Remember the first time you saw an iPod? Sure, its size was impressive compared to the clunky MP3 players it was replacing, but its pure weirdness and otherness were its main draws. It's no secret that the body of the character Eve from Pixar's WALL•E was based on Apple products: Sleek and contoured, sure, but ultimately rounded, curved, and lovable.

So now that Apple has perhaps hit the limits of what it can feasibly remove from its products, where do its famed designers go from here? I, with my extensive design experience (I once built a refrigerator with a mirror in the back so you can see all the stuff that gets stuck behind big things -- seriously, I did, and I didn't even win the Invention Convention!), have a couple of ideas.

Work on the Cooling Problem.

Since Apple's devices have become more powerful, they've run into major overheating problems. Ever worked with a MacBook Pro on your lap for any length of time? After an hour or so, your thighs start to resemble twin pork roasts and you will smell the glorious smell of singed Levis. Apple's engineers, though, have been less than forthcoming with solutions, essentially telling their customers to deal with the problem on their own (perhaps by buying those weird cooling lap-desks).

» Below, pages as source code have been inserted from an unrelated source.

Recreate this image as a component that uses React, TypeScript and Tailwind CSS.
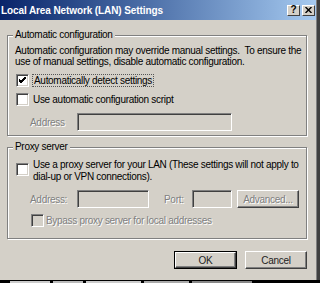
import React from "react";

const font = { fontFamily: '"Liberation Sans", Arial, sans-serif' };

function Check({ checked, disabled }: { checked?: boolean; disabled?: boolean }) {
  return (
    <div
      className={`w-[13px] h-[13px] shrink-0 border border-t-[#808080] border-l-[#808080] border-b-white border-r-white shadow-[inset_1px_1px_0_#404040,inset_-1px_-1px_0_#d4d0c8] flex items-center justify-center ${
        disabled ? "bg-[#d4d0c8]" : "bg-white"
      }`}
    >
      {checked && (
        <svg width="7" height="7" viewBox="0 0 7 7">
          <path d="M0 2 L2 4 L7 -1 M0 3 L2 5 L7 0 M0 4 L2 6 L7 1" stroke="#000" strokeWidth="1" fill="none" />
        </svg>
      )}
    </div>
  );
}

function Field({ w }: { w: string }) {
  return (
    <div
      className={`${w} h-[18px] shrink-0 bg-[#d4d0c8] border border-t-[#808080] border-l-[#808080] border-b-white border-r-white shadow-[inset_1px_1px_0_#404040,inset_-1px_-1px_0_#d4d0c8]`}
    />
  );
}

function Btn({ label, disabled, def, w }: { label: string; disabled?: boolean; def?: boolean; w: string }) {
  return (
    <div className={`${w} h-[18px] shrink-0 ${def ? "border border-black" : ""} flex`}>
      <div
        className={`flex-1 flex items-center justify-center border border-t-white border-l-white border-b-[#404040] border-r-[#404040] shadow-[inset_-1px_-1px_0_#808080] ${
          disabled ? "text-[#808080] [text-shadow:1px_1px_0_#fff]" : "text-[#222]"
        }`}
      >
        {label}
      </div>
    </div>
  );
}

const dis = "text-[#808080] [text-shadow:1px_1px_0_#fff]";

function Group({ title, children, h }: { title: string; children: React.ReactNode; h: string }) {
  return (
    <div className={`relative ${h} border border-[#808080] shadow-[inset_1px_1px_0_#fff,1px_1px_0_#fff]`}>
      <span className="absolute -top-[7px] left-[5px] px-[2px] bg-[#d4d0c8] leading-[12px] text-black">
        {title}
      </span>
      {children}
    </div>
  );
}

export default function App() {
  return (
    <div
      className="w-[320px] h-[283px] bg-black overflow-hidden text-[10px] tracking-[-0.3px] text-black"
      style={font}
    >
      <div className="h-[280px] bg-[#d4d0c8] border-r-[3px] border-r-[#404040] shadow-[inset_-1px_0_0_#808080] flex flex-col">
        {/* title bar */}
        <div className="h-[20px] mr-[1px] bg-gradient-to-r from-[#0a246a] to-[#a6caf0] flex items-center">
          <span className="pl-[1px] text-white font-bold text-[10px] tracking-[-0.1px]">
            Local Area Network (LAN) Settings
          </span>
          <div className="ml-auto flex gap-[2px] pr-[1px]">
            <div className="w-[13px] h-[11px] bg-[#d4d0c8] border border-t-white border-l-white border-b-[#404040] border-r-[#404040] flex items-center justify-center text-[10px] font-bold leading-none tracking-normal">
              ?
            </div>
            <div className="w-[13px] h-[11px] bg-[#d4d0c8] border border-t-white border-l-white border-b-[#404040] border-r-[#404040] flex items-center justify-center">
              <svg width="7" height="6" viewBox="0 0 7 6">
                <path d="M0.5 0 L6.5 6 M6.5 0 L0.5 6" stroke="#000" strokeWidth="1.4" />
              </svg>
            </div>
          </div>
        </div>

        <div className="pl-[7px] pr-[10px] pt-[15px]">
          <Group title="Automatic configuration" h="h-[101px]">
            <div className="pl-[7px] pt-[9px] leading-[11px]">
              Automatic configuration may override manual settings.&nbsp; To ensure the
              <br />
              use of manual settings, disable automatic configuration.
            </div>
            <div className="flex items-center pl-[8px] mt-[7px] gap-[3px]">
              <Check checked />
              <span className="border border-dotted border-[#555] px-[1px] leading-[11px]">
                Automatically detect settings
              </span>
            </div>
            <div className="flex items-center pl-[8px] mt-[5px] gap-[4px]">
              <Check />
              <span>Use automatic configuration script</span>
            </div>
            <div className="flex items-center pl-[22px] mt-[6px]">
              <span className={`w-[47px] ${dis}`}>Address</span>
              <Field w="w-[155px]" />
            </div>
          </Group>

          <div className="mt-[11px]">
            <Group title="Proxy server" h="h-[92px]">
              <div className="flex items-start pl-[8px] pt-[14px] gap-[4px]">
                <div className="pt-[1px]">
                  <Check />
                </div>
                <div className="leading-[12px] -mt-[3px]">
                  Use a proxy server for your LAN (These settings will not apply to
                  <br />
                  dial-up or VPN connections).
                </div>
              </div>
              <div className="flex items-center pl-[22px] mt-[7px]">
                <span className={`w-[47px] ${dis}`}>Address:</span>
                <Field w="w-[72px]" />
                <span className={`ml-[15px] w-[28px] ${dis}`}>Port:</span>
                <Field w="w-[40px]" />
                <div className="ml-[5px]">
                  <Btn label="Advanced..." disabled w="w-[62px]" />
                </div>
              </div>
              <div className="flex items-center pl-[23px] mt-[5px] gap-[2px]">
                <Check disabled />
                <span className={dis}>Bypass proxy server for local addresses</span>
              </div>
            </Group>
          </div>

          <div className="flex justify-end gap-[8px] mt-[12px]">
            <Btn label="OK" def w="w-[63px]" />
            <Btn label="Cancel" w="w-[62px]" />
          </div>
        </div>
      </div>
      <div className="h-[3px] flex gap-[3px] px-[10px] pt-[1px]">
        <div className="w-[40px] h-[2px] bg-[#ccc]" />
        <div className="w-[30px] h-[2px] bg-[#bbb]" />
        <div className="w-[55px] h-[2px] bg-[#ccc]" />
        <div className="w-[45px] h-[2px] bg-[#aaa]" />
        <div className="w-[60px] h-[2px] bg-[#888]" />
      </div>
    </div>
  );
}
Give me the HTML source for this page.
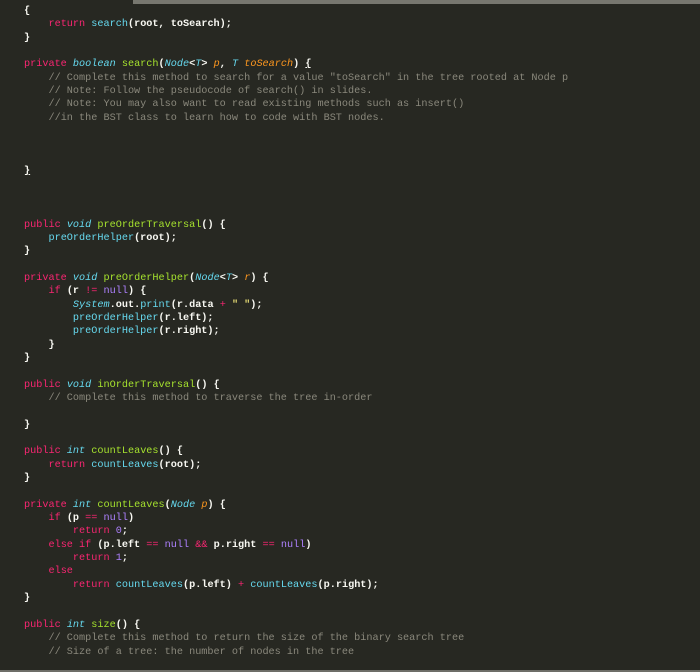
<!DOCTYPE html>
<html><head><style>
html,body{margin:0;padding:0;}
body{width:700px;height:672px;background:#272822;position:relative;overflow:hidden;}
#top{position:absolute;left:133px;top:0;width:567px;height:4px;background:#77776f;}
#bot{position:absolute;left:0;top:670px;width:700px;height:2px;background:#6e6e68;}
pre{position:absolute;left:24px;top:5px;margin:0;font-family:"Liberation Mono",monospace;font-size:10.2px;line-height:13.35px;color:#f8f8f2;font-weight:bold;}
.k{color:#f92672;font-weight:normal}
.t{color:#66d9ef;font-style:italic;font-weight:normal}
.f{color:#a6e22e;font-weight:normal}
.c{color:#66d9ef;font-weight:normal}
.p{color:#fd971f;font-style:italic;font-weight:normal}
.n{color:#ae81ff;font-weight:normal}
.m{color:#8a887c;font-weight:normal}
.s{color:#e6db74}
.g{position:absolute;left:24px;width:1px;background:#3b3c35;}
</style></head><body>
<div id="top"></div>
<pre>{
    <span class="k">return</span> <span class="c">search</span>(root, toSearch);
}

<span class="k">private</span> <span class="t">boolean</span> <span class="f">search</span>(<span class="t">Node</span>&lt;<span class="t">T</span>&gt; <span class="p">p</span>, <span class="t">T</span> <span class="p">toSearch</span>) <u>{</u>
    <span class="m">// Complete this method to search for a value "toSearch" in the tree rooted at Node p</span>
    <span class="m">// Note: Follow the pseudocode of search() in slides.</span>
    <span class="m">// Note: You may also want to read existing methods such as insert()</span>
    <span class="m">//in the BST class to learn how to code with BST nodes.</span>



<u>}</u>



<span class="k">public</span> <span class="t">void</span> <span class="f">preOrderTraversal</span>() {
    <span class="c">preOrderHelper</span>(root);
}

<span class="k">private</span> <span class="t">void</span> <span class="f">preOrderHelper</span>(<span class="t">Node</span>&lt;<span class="t">T</span>&gt; <span class="p">r</span>) {
    <span class="k">if</span> (r <span class="k">!=</span> <span class="n">null</span>) {
        <span class="t">System</span>.out.<span class="c">print</span>(r.data <span class="k">+</span> <span class="s">" "</span>);
        <span class="c">preOrderHelper</span>(r.left);
        <span class="c">preOrderHelper</span>(r.right);
    }
}

<span class="k">public</span> <span class="t">void</span> <span class="f">inOrderTraversal</span>() {
    <span class="m">// Complete this method to traverse the tree in-order</span>

}

<span class="k">public</span> <span class="t">int</span> <span class="f">countLeaves</span>() {
    <span class="k">return</span> <span class="c">countLeaves</span>(root);
}

<span class="k">private</span> <span class="t">int</span> <span class="f">countLeaves</span>(<span class="t">Node</span> <span class="p">p</span>) {
    <span class="k">if</span> (p <span class="k">==</span> <span class="n">null</span>)
        <span class="k">return</span> <span class="n">0</span>;
    <span class="k">else if</span> (p.left <span class="k">==</span> <span class="n">null</span> <span class="k">&amp;&amp;</span> p.right <span class="k">==</span> <span class="n">null</span>)
        <span class="k">return</span> <span class="n">1</span>;
    <span class="k">else</span>
        <span class="k">return</span> <span class="c">countLeaves</span>(p.left) <span class="k">+</span> <span class="c">countLeaves</span>(p.right);
}

<span class="k">public</span> <span class="t">int</span> <span class="f">size</span>() {
    <span class="m">// Complete this method to return the size of the binary search tree</span>
    <span class="m">// Size of a tree: the number of nodes in the tree</span>
</pre>
<div id="bot"></div>
</body></html>
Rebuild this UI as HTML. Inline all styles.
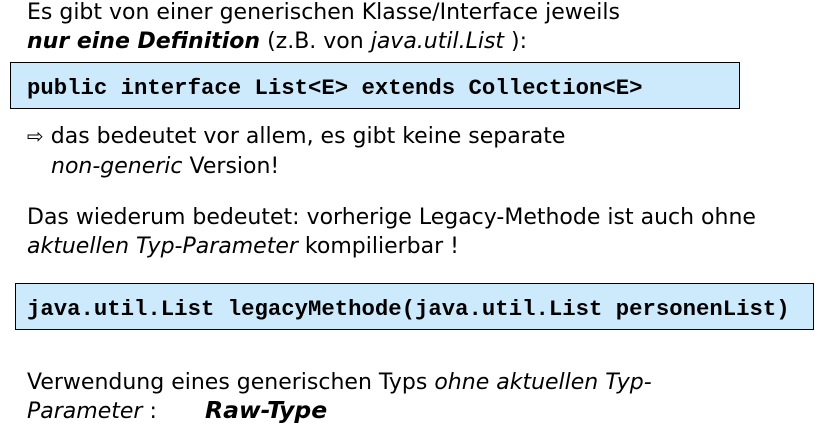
<!DOCTYPE html>
<html><head><meta charset="utf-8"><style>
body{margin:0;width:819px;height:427px;background:#fff;position:relative;overflow:hidden;font-family:"DejaVu Sans","Liberation Sans",sans-serif;color:#000}
.t{position:absolute;left:27px;font-size:22px;white-space:nowrap;line-height:1}
.box{position:absolute;background:#cdeafc;border:1px solid #000;box-sizing:border-box}
.c{position:absolute;font-family:"Liberation Mono",monospace;font-weight:bold;white-space:nowrap;line-height:1}
i{font-style:italic}
b{font-weight:bold}
</style></head><body>
<div class="t" style="top:2px">Es gibt von einer generischen Klasse/Interface jeweils</div>
<div class="t" style="top:31px"><b><i style="font-size:22px">nur eine Definition</i></b> (z.B. von <i>java.util.List</i> ):</div>
<div class="box" style="left:10px;top:62px;width:730px;height:47px"></div>
<div class="c" style="left:27px;top:77px;font-size:22.3px">public interface List&lt;E&gt; extends Collection&lt;E&gt;</div>
<div class="t" style="top:126px"><span style="font-size:20px">⇨</span> das bedeutet vor allem, es gibt keine separate</div>
<div class="t" style="top:156px;left:51px"><i>non-generic</i> Version!</div>
<div class="t" style="top:207px">Das wiederum bedeutet: vorherige Legacy-Methode ist auch ohne</div>
<div class="t" style="top:236px"><i>aktuellen Typ-Parameter</i> kompilierbar !</div>
<div class="box" style="left:15px;top:283px;width:799px;height:47px"></div>
<div class="c" style="left:27px;top:298px;font-size:22.3px">java.util.List legacyMethode(java.util.List personenList)</div>
<div class="t" style="top:372px">Verwendung eines generischen Typs <i>ohne aktuellen Typ-</i></div>
<div class="t" style="top:401px"><i>Parameter</i> :</div>
<div class="t" style="top:399px;left:205px"><b><i style="font-size:23.5px">Raw-Type</i></b></div>
</body></html>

As all our devices become increasingly mobile and increasingly powerful, battery design has got to be a concern for Apple. How do you power something like an iPhone 5 for any length of time without generating an enormous amount of heat? It may be time to re-think the classic lithium-ion model that has improved but not changed since we first stuck them in our iPods more than a decade ago. The idea of wireless power, once only great for impressing dopes like me, should drive the engineers towards weird and wonderful new ways for our devices to consume energy.